Thirty years later, her unstinting efforts to preserve and research Western Bay's history has been honoured with the Queen's Service Medal for Community Service (QSM).
Relaxing in her new Otumoetai home, Tauranga Library's New Zealand Librarian recalled that it all started when she and husband David decided to sail their newly-built yacht from Scotland to the Caribbean.
They spent five years living aboard the yacht while teaching at St Croix in the American Virgin Islands, where she gave birth to two children.
Enthralled by tales of the South Pacific, they entered the ocean through the Panama Canal and spent a year absorbing the culture and history, particularly in French Polynesia.

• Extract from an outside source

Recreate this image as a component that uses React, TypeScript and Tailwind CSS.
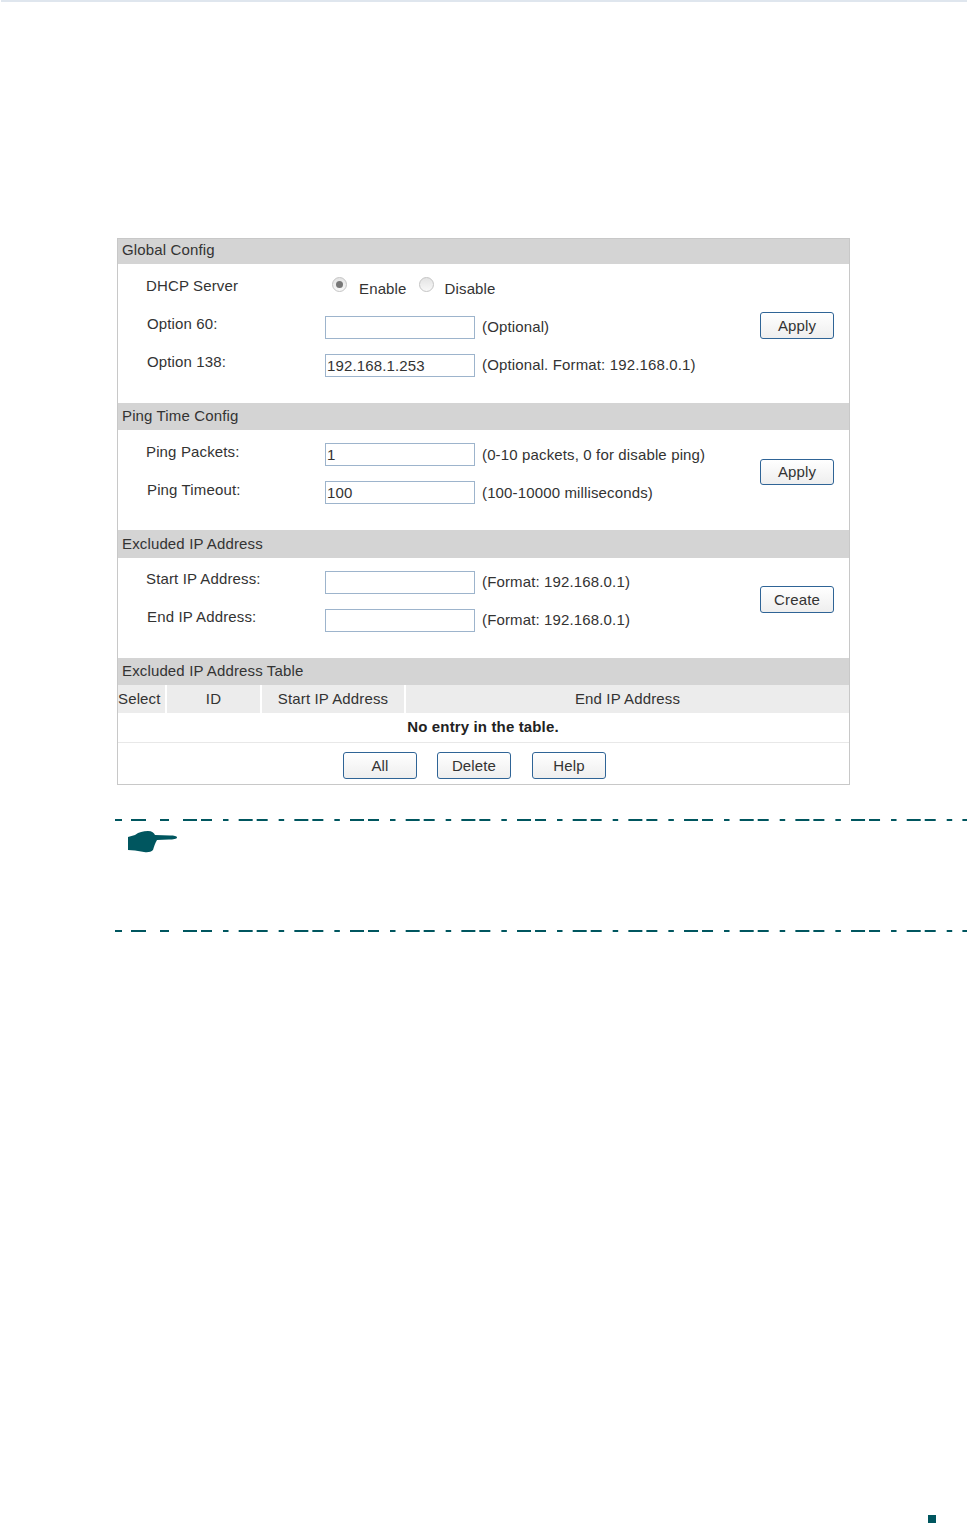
import React from 'react';

const Btn = ({ children, className = 'h-[27px] leading-[25px]' }: { children: React.ReactNode; className?: string }) => (
  <button className={`w-[74px] shrink-0 rounded-[3px] border border-[#2f6496] bg-gradient-to-b from-white to-[#eeeeee] text-[15px] text-[#333] ${className}`}>
    {children}
  </button>
);

const Header = ({ title, className = '' }: { title: string; className?: string }) => (
  <div className={`bg-[#d4d4d4] pl-1 text-[15px] text-[#333] flex items-center ${className}`}>{title}</div>
);

const Row = ({ label, value, hint, indent, tight }: { label: string; value?: string; hint: string; indent?: boolean; tight?: boolean }) => (
  <div className="flex h-[38px]">
    <div className={`text-[15px] leading-5 mt-2 w-[207px] ${indent ? 'pl-[29px]' : 'pl-[28px]'}`}>{label}</div>
    <div className={`w-[150px] h-[23px] border border-[#9db4cc] bg-white pl-[1px] text-[15px] leading-[21px] ${tight ? 'mt-[9px]' : 'mt-[10px]'}`}>{value}</div>
    <div className="ml-[7px] text-[15px] leading-5 mt-[11px]">{hint}</div>
  </div>
);

const Radio = ({ checked }: { checked?: boolean }) => (
  <span className="w-[15px] h-[15px] rounded-full border border-[#c4c4c4] bg-gradient-to-b from-[#e4e4e4] to-[#f8f8f8] flex items-center justify-center shrink-0">
    {checked && <span className="w-[7px] h-[7px] rounded-full bg-[#777]" />}
  </span>
);

const Dashes = () => (
  <svg width="852" height="2" className="block ml-[115px]">
    <g stroke="#00565f" strokeWidth="2" fill="none">
      <path d="M0 1H7M16 1H31M45 1H54" />
      <line x1="68" y1="1" x2="852" y2="1" strokeDasharray="14 4 11 11 5.500 10.170" />
    </g>
  </svg>
);

export default function App() {
  return (
    <div className="w-[967px] h-[1525px] bg-white overflow-hidden text-[#333] tracking-[0.14px] font-['Liberation_Sans',Arial,sans-serif]">
      <div className="h-[2px] ml-px bg-[#dfe6ee]" />
      <div className="ml-[117px] mt-[236px] w-[733px] h-[547px] border border-[#c8c8c8]">
        {/* Global Config */}
        <Header title="Global Config" className="h-[25px] pb-[2px]" />
        <div className="h-[139px] flex justify-between pr-[15px] pt-1">
          <div>
            <div className="flex h-[38px]">
              <div className="text-[15px] leading-5 mt-2 pl-[28px] w-[214px]">DHCP Server</div>
              <div className="mt-[9px]"><Radio checked /></div>
              <div className="ml-3 mt-[11px] text-[15px] leading-5">Enable</div>
              <div className="ml-3 mt-[9px]"><Radio /></div>
              <div className="ml-[11px] mt-[11px] text-[15px] leading-5">Disable</div>
            </div>
            <Row label="Option 60:" hint="(Optional)" indent />
            <Row label="Option 138:" value="192.168.1.253" hint="(Optional. Format: 192.168.0.1)" indent />
          </div>
          <Btn className="mt-[44px] h-[27px] leading-[25px]">Apply</Btn>
        </div>

        {/* Ping Time Config */}
        <Header title="Ping Time Config" className="h-[27px]" />
        <div className="h-[100px] flex justify-between pr-[15px] pt-1">
          <div>
            <Row label="Ping Packets:" value="1" hint="(0-10 packets, 0 for disable ping)" tight />
            <Row label="Ping Timeout:" value="100" hint="(100-10000 milliseconds)" indent tight />
          </div>
          <Btn className="mt-[25px] h-[26px] leading-[24px]">Apply</Btn>
        </div>

        {/* Excluded IP Address */}
        <Header title="Excluded IP Address" className="h-[28px]" />
        <div className="h-[100px] flex justify-between pr-[15px] pt-[3px]">
          <div>
            <Row label="Start IP Address:" hint="(Format: 192.168.0.1)" />
            <Row label="End IP Address:" hint="(Format: 192.168.0.1)" indent />
          </div>
          <Btn className="mt-[25px] h-[27px] leading-[25px]">Create</Btn>
        </div>

        {/* Excluded IP Address Table */}
        <Header title="Excluded IP Address Table" className="h-[27px]" />
        <div className="flex gap-[2px] h-[28px] text-[15px] leading-[28px] text-center">
          <div className="w-[47px] bg-[#ececec] text-left">Select</div>
          <div className="w-[93px] bg-[#ececec]">ID</div>
          <div className="w-[142px] bg-[#ececec]">Start IP Address</div>
          <div className="flex-1 bg-[#ececec]">End IP Address</div>
        </div>
        <div className="h-[30px] border-b border-[#e8e8e8] text-center text-[15px] font-bold leading-[28px] text-[#222] pr-px">No entry in the table.</div>
        <div className="flex gap-5 pt-[9px] pl-[225px]">
          <Btn>All</Btn>
          <Btn>Delete</Btn>
          <Btn className="ml-px h-[27px] leading-[25px]">Help</Btn>
        </div>
      </div>

      {/* Note block */}
      <div className="mt-[34px]">
        <Dashes />
        <svg width="50" height="23" viewBox="0 0 50 23" className="block ml-[128px] mt-[9px]">
          <path d="M0 7L7 5C11 2 15 1 20 1C24 1 26 3 27 5L42 5.500C46 5.500 49 6 49 7.500C49 9 45 9.500 41 9.500L29 10C27 13 26 17 25 20C23 22 20 22.500 16 22L7 20.500L0 20Z" fill="#00565f" />
        </svg>
        <div className="mt-[77px]"><Dashes /></div>
      </div>

      <div className="w-2 h-2 bg-[#00565f] ml-[928px] mt-[583px]" />
    </div>
  );
}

But with the older child coming up to school age, they set sail for New Zealand and chose Tauranga for reasons entirely connected to the belief that it would be a more welcoming port in the new climate of restrictions on British migrants.

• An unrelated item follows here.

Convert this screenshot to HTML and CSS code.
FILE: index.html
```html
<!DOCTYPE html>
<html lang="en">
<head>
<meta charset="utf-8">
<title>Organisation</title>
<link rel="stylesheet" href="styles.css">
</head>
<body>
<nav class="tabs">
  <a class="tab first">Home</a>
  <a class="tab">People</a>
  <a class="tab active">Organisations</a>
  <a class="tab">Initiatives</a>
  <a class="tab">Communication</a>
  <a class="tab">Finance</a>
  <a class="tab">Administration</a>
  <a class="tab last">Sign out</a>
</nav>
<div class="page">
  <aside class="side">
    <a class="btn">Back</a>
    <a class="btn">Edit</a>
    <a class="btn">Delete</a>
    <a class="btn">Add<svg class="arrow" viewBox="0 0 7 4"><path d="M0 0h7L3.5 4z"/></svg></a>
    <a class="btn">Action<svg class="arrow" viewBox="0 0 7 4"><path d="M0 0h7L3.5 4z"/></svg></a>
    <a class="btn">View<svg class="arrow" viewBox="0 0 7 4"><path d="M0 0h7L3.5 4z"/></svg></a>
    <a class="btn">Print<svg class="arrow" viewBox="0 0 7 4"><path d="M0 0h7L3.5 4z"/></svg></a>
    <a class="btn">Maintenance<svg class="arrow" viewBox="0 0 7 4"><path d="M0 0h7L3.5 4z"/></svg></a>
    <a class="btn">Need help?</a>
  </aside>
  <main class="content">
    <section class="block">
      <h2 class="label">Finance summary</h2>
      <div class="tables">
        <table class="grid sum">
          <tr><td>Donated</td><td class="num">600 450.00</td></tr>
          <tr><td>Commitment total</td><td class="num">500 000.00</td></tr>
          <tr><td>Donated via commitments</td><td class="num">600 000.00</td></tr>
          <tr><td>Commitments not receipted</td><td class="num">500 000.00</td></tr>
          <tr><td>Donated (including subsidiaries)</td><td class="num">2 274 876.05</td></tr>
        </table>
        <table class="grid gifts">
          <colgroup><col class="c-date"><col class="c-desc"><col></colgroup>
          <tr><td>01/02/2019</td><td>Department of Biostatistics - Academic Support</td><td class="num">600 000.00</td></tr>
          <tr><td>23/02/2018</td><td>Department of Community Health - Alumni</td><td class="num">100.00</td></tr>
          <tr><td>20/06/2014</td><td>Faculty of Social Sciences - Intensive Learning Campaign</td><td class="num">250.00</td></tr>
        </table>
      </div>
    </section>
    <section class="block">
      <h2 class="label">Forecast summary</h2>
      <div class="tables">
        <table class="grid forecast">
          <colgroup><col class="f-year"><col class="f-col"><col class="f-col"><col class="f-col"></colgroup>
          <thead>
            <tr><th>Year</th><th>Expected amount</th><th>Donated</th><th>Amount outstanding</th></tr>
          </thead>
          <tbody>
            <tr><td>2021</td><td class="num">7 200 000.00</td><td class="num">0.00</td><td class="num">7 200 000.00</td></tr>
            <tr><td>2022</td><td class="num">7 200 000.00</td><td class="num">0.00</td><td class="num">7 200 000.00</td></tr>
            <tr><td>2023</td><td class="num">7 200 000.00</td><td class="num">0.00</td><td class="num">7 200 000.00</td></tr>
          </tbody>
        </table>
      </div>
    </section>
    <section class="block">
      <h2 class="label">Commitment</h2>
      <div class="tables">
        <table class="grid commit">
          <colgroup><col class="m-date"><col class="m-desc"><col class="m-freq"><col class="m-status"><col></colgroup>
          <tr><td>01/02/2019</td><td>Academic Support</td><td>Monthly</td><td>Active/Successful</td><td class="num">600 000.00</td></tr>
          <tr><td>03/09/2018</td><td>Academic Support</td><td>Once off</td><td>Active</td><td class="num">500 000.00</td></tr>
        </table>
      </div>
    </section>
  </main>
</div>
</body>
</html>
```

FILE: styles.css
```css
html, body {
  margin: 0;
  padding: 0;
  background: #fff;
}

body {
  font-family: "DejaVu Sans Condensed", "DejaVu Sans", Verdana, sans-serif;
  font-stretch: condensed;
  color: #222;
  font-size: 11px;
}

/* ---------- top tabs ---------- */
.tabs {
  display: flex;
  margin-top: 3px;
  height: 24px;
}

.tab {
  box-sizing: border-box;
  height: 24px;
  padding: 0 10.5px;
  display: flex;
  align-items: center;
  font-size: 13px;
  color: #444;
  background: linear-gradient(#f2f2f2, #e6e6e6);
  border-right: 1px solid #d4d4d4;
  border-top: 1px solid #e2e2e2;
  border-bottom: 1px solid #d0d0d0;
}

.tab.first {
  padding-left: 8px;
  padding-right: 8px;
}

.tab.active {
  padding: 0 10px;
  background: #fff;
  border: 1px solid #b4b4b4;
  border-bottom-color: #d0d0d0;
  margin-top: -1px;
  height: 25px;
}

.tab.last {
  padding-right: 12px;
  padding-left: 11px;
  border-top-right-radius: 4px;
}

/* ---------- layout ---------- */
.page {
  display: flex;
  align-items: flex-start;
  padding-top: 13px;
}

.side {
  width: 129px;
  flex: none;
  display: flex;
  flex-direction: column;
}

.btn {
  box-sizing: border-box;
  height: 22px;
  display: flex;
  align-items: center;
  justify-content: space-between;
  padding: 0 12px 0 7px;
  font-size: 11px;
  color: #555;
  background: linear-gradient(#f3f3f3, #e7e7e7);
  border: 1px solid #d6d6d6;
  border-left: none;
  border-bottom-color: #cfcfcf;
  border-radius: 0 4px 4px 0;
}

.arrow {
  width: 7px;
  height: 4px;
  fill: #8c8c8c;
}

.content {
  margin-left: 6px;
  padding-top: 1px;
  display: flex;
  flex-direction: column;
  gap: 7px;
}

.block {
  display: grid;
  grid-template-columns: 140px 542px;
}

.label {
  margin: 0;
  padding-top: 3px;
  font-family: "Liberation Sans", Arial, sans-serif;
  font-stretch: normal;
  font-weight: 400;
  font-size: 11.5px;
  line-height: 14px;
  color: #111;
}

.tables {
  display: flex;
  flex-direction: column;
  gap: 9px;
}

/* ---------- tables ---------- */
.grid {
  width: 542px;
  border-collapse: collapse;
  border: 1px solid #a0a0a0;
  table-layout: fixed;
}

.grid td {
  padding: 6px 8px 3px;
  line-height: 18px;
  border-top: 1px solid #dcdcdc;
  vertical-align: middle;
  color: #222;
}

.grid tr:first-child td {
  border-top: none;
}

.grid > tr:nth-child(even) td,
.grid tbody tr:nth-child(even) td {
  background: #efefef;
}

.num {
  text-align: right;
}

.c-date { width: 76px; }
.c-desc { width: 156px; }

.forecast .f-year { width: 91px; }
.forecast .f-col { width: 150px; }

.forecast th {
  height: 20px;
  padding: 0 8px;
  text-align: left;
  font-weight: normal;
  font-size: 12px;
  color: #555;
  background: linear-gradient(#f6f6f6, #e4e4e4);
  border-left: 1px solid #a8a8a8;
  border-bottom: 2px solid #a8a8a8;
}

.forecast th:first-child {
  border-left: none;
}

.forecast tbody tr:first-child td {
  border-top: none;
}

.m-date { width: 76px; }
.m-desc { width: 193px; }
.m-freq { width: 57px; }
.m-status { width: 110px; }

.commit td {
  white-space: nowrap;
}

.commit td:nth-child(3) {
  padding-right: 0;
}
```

Their intuition proved correct and the rest, as they say, is history.
Mr Rorke taught at Otumoetai College and Mrs Rorke's flair for history secured her the position of archivist in the local history section of the library.
As her job expanded and the importance of the archive grew for Treaty claims researchers, she completed a three-year Certificate in Maori Studies through Waikato University.

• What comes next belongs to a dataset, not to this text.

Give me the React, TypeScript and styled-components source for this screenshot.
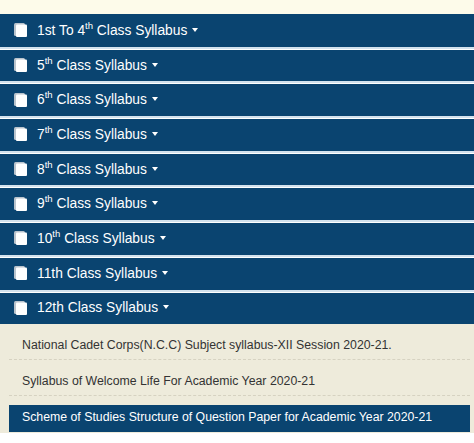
import styled, { createGlobalStyle } from "styled-components";

const GlobalStyle = createGlobalStyle`
  body {
    background: #ffffff;
    font-family: "Liberation Sans", Arial, sans-serif;
    margin: 0;
  }
`;

const TopStrip = styled.div`
  background: #fdfbea;
  height: 14px;
`;

const Menu = styled.ul`
  list-style: none;
  margin: 0;
  padding: 0;
`;

const Bar = styled.li<{ $first?: boolean }>`
  align-items: center;
  background: #0a4470;
  border-top: ${(p) => (p.$first ? "none" : "2px solid #d3e2ee")};
  box-shadow: ${(p) => (p.$first ? "none" : "inset 0 1px 0 #ffffff")};
  color: #ffffff;
  display: flex;
  font-size: 13.8px;
  height: 32.7px;
  padding-left: 14px;
`;

const Label = styled.span`
  margin-left: 10px;
  white-space: nowrap;

  sup {
    font-size: 9.5px;
    line-height: 0;
    vertical-align: 6px;
  }
`;

const Caret = styled.span`
  border-left: 3.5px solid transparent;
  border-right: 3.5px solid transparent;
  border-top: 4px solid #ffffff;
  display: inline-block;
  margin-left: 5px;
  vertical-align: 3px;
`;

const Submenu = styled.ul`
  background: #eeebdb;
  list-style: none;
  margin: 0;
  padding: 0 4px 1px 9px;
`;

const SubItem = styled.li<{ $active?: boolean }>`
  border-bottom: ${(p) => (p.$active ? "none" : "1px dashed #d6d2c1")};
  padding: ${(p) => (p.$active ? "9px 0 0" : "14px 0 6px")};
`;

const SubLink = styled.a<{ $active?: boolean }>`
  background: ${(p) => (p.$active ? "#0a4470" : "transparent")};
  color: ${(p) => (p.$active ? "#ffffff" : "#333333")};
  display: block;
  font-size: 12.3px;
  line-height: 15px;
  padding: ${(p) => (p.$active ? "5px 13px 7px" : "0 13px")};
  text-decoration: none;
  white-space: nowrap;
`;

function BookIcon() {
  return (
    <svg width="13" height="14" viewBox="0 0 13 14">
      <rect x="0" y="0" width="11" height="13" rx="1.5" fill="#b9c3cc" />
      <rect x="2" y="1.5" width="11" height="12.5" rx="1" fill="#ffffff" />
    </svg>
  );
}

type Row = { num: string; sup?: string; rest: string };

const rows: Row[] = [
  { num: "1st To 4", sup: "th", rest: " Class Syllabus" },
  { num: "5", sup: "th", rest: " Class Syllabus" },
  { num: "6", sup: "th", rest: " Class Syllabus" },
  { num: "7", sup: "th", rest: " Class Syllabus" },
  { num: "8", sup: "th", rest: " Class Syllabus" },
  { num: "9", sup: "th", rest: " Class Syllabus" },
  { num: "10", sup: "th", rest: " Class Syllabus" },
  { num: "11th", rest: " Class Syllabus" },
  { num: "12th", rest: " Class Syllabus" },
];

const links = [
  "National Cadet Corps(N.C.C) Subject syllabus-XII Session 2020-21.",
  "Syllabus of Welcome Life For Academic Year 2020-21",
  "Scheme of Studies Structure of Question Paper for Academic Year 2020-21",
];

export default function App() {
  return (
    <>
      <GlobalStyle />
      <TopStrip />
      <Menu>
        {rows.map((row, i) => (
          <Bar key={i} $first={i === 0}>
            <BookIcon />
            <Label>
              {row.num}
              {row.sup && <sup>{row.sup}</sup>}
              {row.rest}
              <Caret />
            </Label>
          </Bar>
        ))}
      </Menu>
      <Submenu>
        {links.map((text, i) => {
          const active = i === links.length - 1;
          return (
            <SubItem key={i} $active={active}>
              <SubLink href="#" $active={active}>
                {text}
              </SubLink>
            </SubItem>
          );
        })}
      </Submenu>
    </>
  );
}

It provided a wonderful insight into Maori culture and politics and allowed her to rebuild bridges among Maori following the highly controversial decision to demolish Tauranga's old Town Hall to make way for the library.
Demolition of the Town Hall also spurred the New Zealand Historic Places Trust to re-establish a branch in Tauranga in 1987. Mrs Rorke was a foundation member and serves as chairwoman.
Her keen interest in the city's heritage led naturally to the Elms Mission House, where she became active in the Elms Trust which oversaw big improvements to the historic building's state of repair. She was appointed a director of the trust's successor, the Elms Foundation, in 1998.